-------- STORED RECORDS --------

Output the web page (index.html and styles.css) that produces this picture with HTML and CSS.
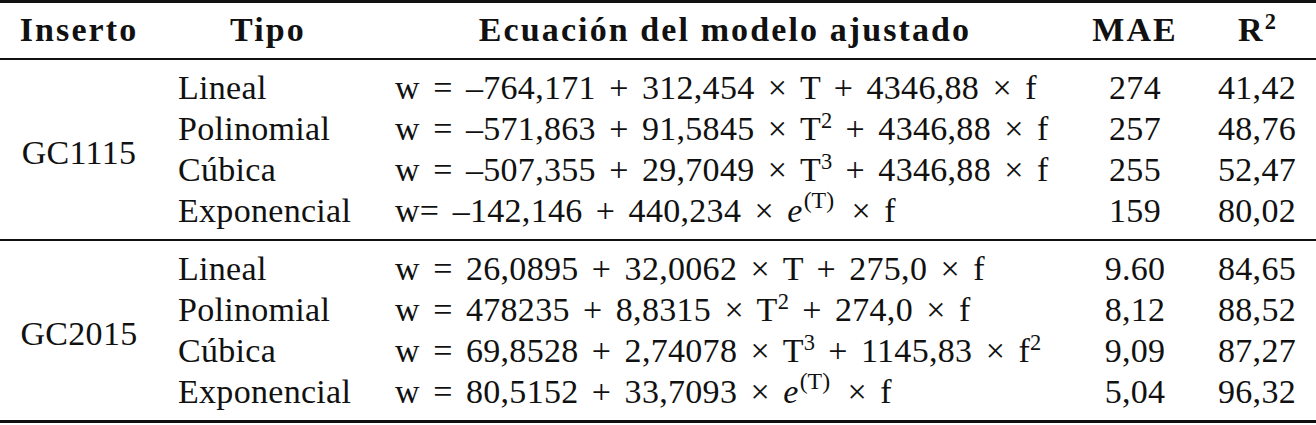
FILE: index.html
```html
<!DOCTYPE html>
<html lang="es">
<head>
    <meta charset="UTF-8">
    <meta name="viewport" content="width=device-width, initial-scale=1.0">
    <title>Modelos ajustados por inserto</title>
    <link rel="stylesheet" href="styles.css">
</head>
<body>
    <table class="results">
        <colgroup>
            <col class="c-insert">
            <col class="c-type">
            <col class="c-eq">
            <col class="c-mae">
            <col class="c-r2">
        </colgroup>
        <thead>
            <tr>
                <th>Inserto</th>
                <th>Tipo</th>
                <th>Ecuación del modelo ajustado</th>
                <th>MAE</th>
                <th>R<sup>2</sup></th>
            </tr>
        </thead>
        <tbody class="group">
            <tr>
                <td class="insert" rowspan="4">GC1115</td>
                <td class="type">Lineal</td>
                <td class="eq">w = –764,171 + 312,454 × T + 4346,88 × f</td>
                <td class="num">274</td>
                <td class="num">41,42</td>
            </tr>
            <tr>
                <td class="type">Polinomial</td>
                <td class="eq">w = –571,863 + 91,5845 × T<sup>2</sup> + 4346,88 × f</td>
                <td class="num">257</td>
                <td class="num">48,76</td>
            </tr>
            <tr>
                <td class="type">Cúbica</td>
                <td class="eq">w = –507,355 + 29,7049 × T<sup>3</sup> + 4346,88 × f</td>
                <td class="num">255</td>
                <td class="num">52,47</td>
            </tr>
            <tr>
                <td class="type">Exponencial</td>
                <td class="eq">w= –142,146 + 440,234 × <i>e</i><sup class="exp">(T)</sup> × f</td>
                <td class="num">159</td>
                <td class="num">80,02</td>
            </tr>
        </tbody>
        <tbody class="group">
            <tr>
                <td class="insert" rowspan="4">GC2015</td>
                <td class="type">Lineal</td>
                <td class="eq">w = 26,0895 + 32,0062 × T + 275,0 × f</td>
                <td class="num">9.60</td>
                <td class="num">84,65</td>
            </tr>
            <tr>
                <td class="type">Polinomial</td>
                <td class="eq">w = 478235 + 8,8315 × T<sup>2</sup> + 274,0 × f</td>
                <td class="num">8,12</td>
                <td class="num">88,52</td>
            </tr>
            <tr>
                <td class="type">Cúbica</td>
                <td class="eq">w = 69,8528 + 2,74078 × T<sup>3</sup> + 1145,83 × f<sup>2</sup></td>
                <td class="num">9,09</td>
                <td class="num">87,27</td>
            </tr>
            <tr>
                <td class="type">Exponencial</td>
                <td class="eq">w = 80,5152 + 33,7093 × <i>e</i><sup class="exp">(T)</sup> × f</td>
                <td class="num">5,04</td>
                <td class="num">96,32</td>
            </tr>
        </tbody>
    </table>
</body>
</html>
```

FILE: styles.css
```css
* {
    margin: 0;
    padding: 0;
    box-sizing: border-box;
}

body {
    font-family: "Liberation Serif", "Times New Roman", serif;
    font-size: 34px;
    color: #111;
    background: white;
}

.results {
    width: 1316px;
    border-collapse: collapse;
    table-layout: fixed;
}

.c-insert { width: 158px; }
.c-type { width: 220px; }
.c-eq { width: 694px; }
.c-mae { width: 126px; }
.c-r2 { width: 118px; }

thead tr {
    border-top: 3px solid #111;
    border-bottom: 2px solid #111;
}

th {
    height: 57px;
    font-weight: bold;
    letter-spacing: 2.1px;
    text-align: center;
    vertical-align: middle;
    white-space: nowrap;
}

.group {
    border-bottom: 2px solid #111;
}

.group:last-child {
    border-bottom: 3px solid #111;
}

td {
    height: 41px;
    line-height: 41px;
    white-space: nowrap;
    vertical-align: middle;
    letter-spacing: 0.3px;
}

.group tr:first-child td {
    height: 48px;
    padding-top: 7px;
}

.group tr:last-child td {
    height: 49px;
    padding-bottom: 8px;
}

.group td.insert {
    padding: 0;
    text-align: center;
}

.type {
    padding-left: 20px;
}

.eq {
    padding-left: 17px;
    word-spacing: 4.5px;
}

.num {
    text-align: center;
}

sup {
    font-size: 0.66em;
    line-height: 0;
    vertical-align: 0.55em;
    letter-spacing: 0;
}

sup.exp {
    font-size: 0.7em;
    margin-left: 1px;
    margin-right: 4px;
}

i {
    font-style: italic;
}
```
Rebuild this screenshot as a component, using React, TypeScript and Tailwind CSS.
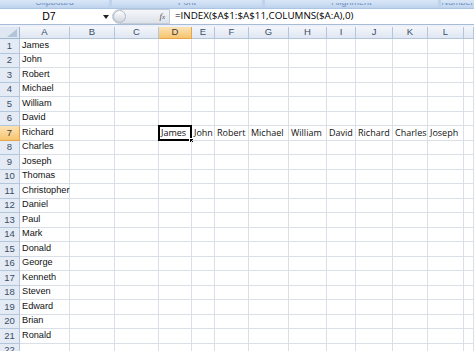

--------

REQUIRED WORK ▸
Please write out all the data again word for word, but not the pictures.

SOLUTION ▸
Output the web page (index.html and styles.css) that produces this picture with HTML and CSS.
FILE: index.html
```html
<!DOCTYPE html>
<html lang="es">
<head>
    <meta charset="UTF-8">
    <meta name="viewport" content="width=device-width, initial-scale=1.0">
    <title>Modelos ajustados por inserto</title>
    <link rel="stylesheet" href="styles.css">
</head>
<body>
    <table class="results">
        <colgroup>
            <col class="c-insert">
            <col class="c-type">
            <col class="c-eq">
            <col class="c-mae">
            <col class="c-r2">
        </colgroup>
        <thead>
            <tr>
                <th>Inserto</th>
                <th>Tipo</th>
                <th>Ecuación del modelo ajustado</th>
                <th>MAE</th>
                <th>R<sup>2</sup></th>
            </tr>
        </thead>
        <tbody class="group">
            <tr>
                <td class="insert" rowspan="4">GC1115</td>
                <td class="type">Lineal</td>
                <td class="eq">w = –764,171 + 312,454 × T + 4346,88 × f</td>
                <td class="num">274</td>
                <td class="num">41,42</td>
            </tr>
            <tr>
                <td class="type">Polinomial</td>
                <td class="eq">w = –571,863 + 91,5845 × T<sup>2</sup> + 4346,88 × f</td>
                <td class="num">257</td>
                <td class="num">48,76</td>
            </tr>
            <tr>
                <td class="type">Cúbica</td>
                <td class="eq">w = –507,355 + 29,7049 × T<sup>3</sup> + 4346,88 × f</td>
                <td class="num">255</td>
                <td class="num">52,47</td>
            </tr>
            <tr>
                <td class="type">Exponencial</td>
                <td class="eq">w= –142,146 + 440,234 × <i>e</i><sup class="exp">(T)</sup> × f</td>
                <td class="num">159</td>
                <td class="num">80,02</td>
            </tr>
        </tbody>
        <tbody class="group">
            <tr>
                <td class="insert" rowspan="4">GC2015</td>
                <td class="type">Lineal</td>
                <td class="eq">w = 26,0895 + 32,0062 × T + 275,0 × f</td>
                <td class="num">9.60</td>
                <td class="num">84,65</td>
            </tr>
            <tr>
                <td class="type">Polinomial</td>
                <td class="eq">w = 478235 + 8,8315 × T<sup>2</sup> + 274,0 × f</td>
                <td class="num">8,12</td>
                <td class="num">88,52</td>
            </tr>
            <tr>
                <td class="type">Cúbica</td>
                <td class="eq">w = 69,8528 + 2,74078 × T<sup>3</sup> + 1145,83 × f<sup>2</sup></td>
                <td class="num">9,09</td>
                <td class="num">87,27</td>
            </tr>
            <tr>
                <td class="type">Exponencial</td>
                <td class="eq">w = 80,5152 + 33,7093 × <i>e</i><sup class="exp">(T)</sup> × f</td>
                <td class="num">5,04</td>
                <td class="num">96,32</td>
            </tr>
        </tbody>
    </table>
</body>
</html>
```

FILE: styles.css
```css
* {
    margin: 0;
    padding: 0;
    box-sizing: border-box;
}

body {
    font-family: "Liberation Serif", "Times New Roman", serif;
    font-size: 34px;
    color: #111;
    background: white;
}

.results {
    width: 1316px;
    border-collapse: collapse;
    table-layout: fixed;
}

.c-insert { width: 158px; }
.c-type { width: 220px; }
.c-eq { width: 694px; }
.c-mae { width: 126px; }
.c-r2 { width: 118px; }

thead tr {
    border-top: 3px solid #111;
    border-bottom: 2px solid #111;
}

th {
    height: 57px;
    font-weight: bold;
    letter-spacing: 2.1px;
    text-align: center;
    vertical-align: middle;
    white-space: nowrap;
}

.group {
    border-bottom: 2px solid #111;
}

.group:last-child {
    border-bottom: 3px solid #111;
}

td {
    height: 41px;
    line-height: 41px;
    white-space: nowrap;
    vertical-align: middle;
    letter-spacing: 0.3px;
}

.group tr:first-child td {
    height: 48px;
    padding-top: 7px;
}

.group tr:last-child td {
    height: 49px;
    padding-bottom: 8px;
}

.group td.insert {
    padding: 0;
    text-align: center;
}

.type {
    padding-left: 20px;
}

.eq {
    padding-left: 17px;
    word-spacing: 4.5px;
}

.num {
    text-align: center;
}

sup {
    font-size: 0.66em;
    line-height: 0;
    vertical-align: 0.55em;
    letter-spacing: 0;
}

sup.exp {
    font-size: 0.7em;
    margin-left: 1px;
    margin-right: 4px;
}

i {
    font-style: italic;
}
```
Rebuild this screenshot as a component, using React, TypeScript and Tailwind CSS.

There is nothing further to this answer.